INFORMATION SUPPLIED |
○ ○ ○ ○ ○

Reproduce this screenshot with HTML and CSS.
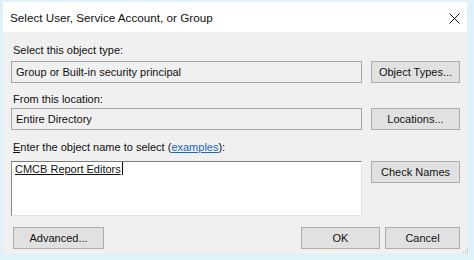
FILE: index.html
```html
<!DOCTYPE html>
<html lang="en">
<head>
  <meta charset="UTF-8" />
  <title>Select User, Service Account, or Group</title>
  <link rel="stylesheet" href="styles.css">
</head>
<body>
  <div class="window">
    <div class="titlebar">
      <span class="title">Select User, Service Account, or Group</span>
      <svg class="close" width="11" height="11" viewBox="0 0 11 11">
        <path d="M0.5 0.5 L10.5 10.5 M10.5 0.5 L0.5 10.5" stroke="#111" stroke-width="1" fill="none" />
      </svg>
    </div>
    <div class="content">
      <div class="label">Select this object type:</div>
      <div class="row row-first">
        <div class="field">Group or Built-in security principal</div>
        <button class="btn">Object Types...</button>
      </div>
      <div class="label label-second">From this location:</div>
      <div class="row row-second">
        <div class="field">Entire Directory</div>
        <button class="btn">Locations...</button>
      </div>
      <div class="label label-third"><u>E</u>nter the object name to select (<a href="#">examples</a>):</div>
      <div class="row row-third">
        <div class="names"><span class="resolved">CMCB Report Editors</span><span class="caret"></span></div>
        <button class="btn">Check Names</button>
      </div>
      <div class="actions">
        <button class="btn btn-advanced">Advanced...</button>
        <button class="btn btn-ok">OK</button>
        <button class="btn btn-cancel">Cancel</button>
      </div>
    </div>
    <!-- resize grip -->
    <svg class="grip" width="7" height="7" viewBox="0 0 7 7">
      <rect x="5" y="1" width="1" height="1" fill="#b8b8b8" />
      <rect x="3" y="3" width="1" height="1" fill="#b8b8b8" />
      <rect x="5" y="3" width="1" height="1" fill="#b8b8b8" />
      <rect x="1" y="5" width="1" height="1" fill="#b8b8b8" />
      <rect x="3" y="5" width="1" height="1" fill="#b8b8b8" />
      <rect x="5" y="5" width="1" height="1" fill="#b8b8b8" />
    </svg>
  </div>
</body>
</html>
```

FILE: styles.css
```css
body {
  margin: 0;
  background-color: #dff2fa;
  font-family: "Liberation Sans", Arial, sans-serif;
  font-size: 11px;
  color: #000;
}

.window {
  position: relative;
  margin: 2px 7px 0 3px;
  height: 252px;
  background-color: #f0f0f0;
}

.titlebar {
  height: 30px;
  background-color: #fff;
  display: flex;
  align-items: center;
  justify-content: space-between;
  padding: 0 7px;
}

.title {
  font-size: 11.7px;
  color: #111;
}

.close {
  display: block;
  margin-top: 2px;
}

.content {
  padding: 11px 7px 0 8px;
}

.label {
  line-height: 14px;
  padding-left: 2px;
  color: #111;
}

.label a {
  color: #1a66c7;
  text-decoration: underline;
}

.label-second {
  margin-top: 9px;
}

.label-third {
  margin-top: 10px;
}

.row {
  display: flex;
  align-items: flex-start;
  gap: 9px;
}

.row-first {
  margin-top: 4px;
}

.row-second {
  margin-top: 2px;
}

.row-third {
  margin-top: 7px;
}

.field {
  flex: 1;
  box-sizing: border-box;
  height: 22px;
  border: 1px solid #a6a6a6;
  padding-left: 4px;
  line-height: 20px;
  color: #111;
}

.names {
  flex: 1;
  box-sizing: border-box;
  height: 55px;
  background-color: #fff;
  border: 1px solid;
  border-color: #7d7d7d #e2e2e2 #e2e2e2 #8a8a8a;
  padding: 0 3px;
  line-height: 14px;
  color: #111;
}

.resolved {
  text-decoration: underline;
}

.caret {
  display: inline-block;
  width: 1px;
  height: 13px;
  margin-left: 1px;
  background-color: #000;
  vertical-align: -2px;
}

.btn {
  box-sizing: border-box;
  width: 89px;
  height: 22px;
  padding: 0;
  background-color: #e1e1e1;
  border: 1px solid #adadad;
  font-family: inherit;
  font-size: 11px;
  color: #111;
}

.actions {
  display: flex;
  gap: 5px;
  margin-top: 11px;
}

.btn-advanced {
  width: 91px;
  margin-left: 2px;
  margin-right: auto;
}

.btn-ok {
  width: 79px;
}

.btn-cancel {
  width: 75px;
}

.grip {
  position: absolute;
  right: -2px;
  bottom: 0;
}
```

○ ○ ○ ○ ○

CHALLENGE | Return each line exactly as written. Any picture gets left out.

COMPLETE OUTPUT |
Reproduce this screenshot with HTML and CSS.
FILE: index.html
```html
<!DOCTYPE html>
<html lang="en">
<head>
  <meta charset="UTF-8" />
  <title>Select User, Service Account, or Group</title>
  <link rel="stylesheet" href="styles.css">
</head>
<body>
  <div class="window">
    <div class="titlebar">
      <span class="title">Select User, Service Account, or Group</span>
      <svg class="close" width="11" height="11" viewBox="0 0 11 11">
        <path d="M0.5 0.5 L10.5 10.5 M10.5 0.5 L0.5 10.5" stroke="#111" stroke-width="1" fill="none" />
      </svg>
    </div>
    <div class="content">
      <div class="label">Select this object type:</div>
      <div class="row row-first">
        <div class="field">Group or Built-in security principal</div>
        <button class="btn">Object Types...</button>
      </div>
      <div class="label label-second">From this location:</div>
      <div class="row row-second">
        <div class="field">Entire Directory</div>
        <button class="btn">Locations...</button>
      </div>
      <div class="label label-third"><u>E</u>nter the object name to select (<a href="#">examples</a>):</div>
      <div class="row row-third">
        <div class="names"><span class="resolved">CMCB Report Editors</span><span class="caret"></span></div>
        <button class="btn">Check Names</button>
      </div>
      <div class="actions">
        <button class="btn btn-advanced">Advanced...</button>
        <button class="btn btn-ok">OK</button>
        <button class="btn btn-cancel">Cancel</button>
      </div>
    </div>
    <!-- resize grip -->
    <svg class="grip" width="7" height="7" viewBox="0 0 7 7">
      <rect x="5" y="1" width="1" height="1" fill="#b8b8b8" />
      <rect x="3" y="3" width="1" height="1" fill="#b8b8b8" />
      <rect x="5" y="3" width="1" height="1" fill="#b8b8b8" />
      <rect x="1" y="5" width="1" height="1" fill="#b8b8b8" />
      <rect x="3" y="5" width="1" height="1" fill="#b8b8b8" />
      <rect x="5" y="5" width="1" height="1" fill="#b8b8b8" />
    </svg>
  </div>
</body>
</html>
```

FILE: styles.css
```css
body {
  margin: 0;
  background-color: #dff2fa;
  font-family: "Liberation Sans", Arial, sans-serif;
  font-size: 11px;
  color: #000;
}

.window {
  position: relative;
  margin: 2px 7px 0 3px;
  height: 252px;
  background-color: #f0f0f0;
}

.titlebar {
  height: 30px;
  background-color: #fff;
  display: flex;
  align-items: center;
  justify-content: space-between;
  padding: 0 7px;
}

.title {
  font-size: 11.7px;
  color: #111;
}

.close {
  display: block;
  margin-top: 2px;
}

.content {
  padding: 11px 7px 0 8px;
}

.label {
  line-height: 14px;
  padding-left: 2px;
  color: #111;
}

.label a {
  color: #1a66c7;
  text-decoration: underline;
}

.label-second {
  margin-top: 9px;
}

.label-third {
  margin-top: 10px;
}

.row {
  display: flex;
  align-items: flex-start;
  gap: 9px;
}

.row-first {
  margin-top: 4px;
}

.row-second {
  margin-top: 2px;
}

.row-third {
  margin-top: 7px;
}

.field {
  flex: 1;
  box-sizing: border-box;
  height: 22px;
  border: 1px solid #a6a6a6;
  padding-left: 4px;
  line-height: 20px;
  color: #111;
}

.names {
  flex: 1;
  box-sizing: border-box;
  height: 55px;
  background-color: #fff;
  border: 1px solid;
  border-color: #7d7d7d #e2e2e2 #e2e2e2 #8a8a8a;
  padding: 0 3px;
  line-height: 14px;
  color: #111;
}

.resolved {
  text-decoration: underline;
}

.caret {
  display: inline-block;
  width: 1px;
  height: 13px;
  margin-left: 1px;
  background-color: #000;
  vertical-align: -2px;
}

.btn {
  box-sizing: border-box;
  width: 89px;
  height: 22px;
  padding: 0;
  background-color: #e1e1e1;
  border: 1px solid #adadad;
  font-family: inherit;
  font-size: 11px;
  color: #111;
}

.actions {
  display: flex;
  gap: 5px;
  margin-top: 11px;
}

.btn-advanced {
  width: 91px;
  margin-left: 2px;
  margin-right: auto;
}

.btn-ok {
  width: 79px;
}

.btn-cancel {
  width: 75px;
}

.grip {
  position: absolute;
  right: -2px;
  bottom: 0;
}
```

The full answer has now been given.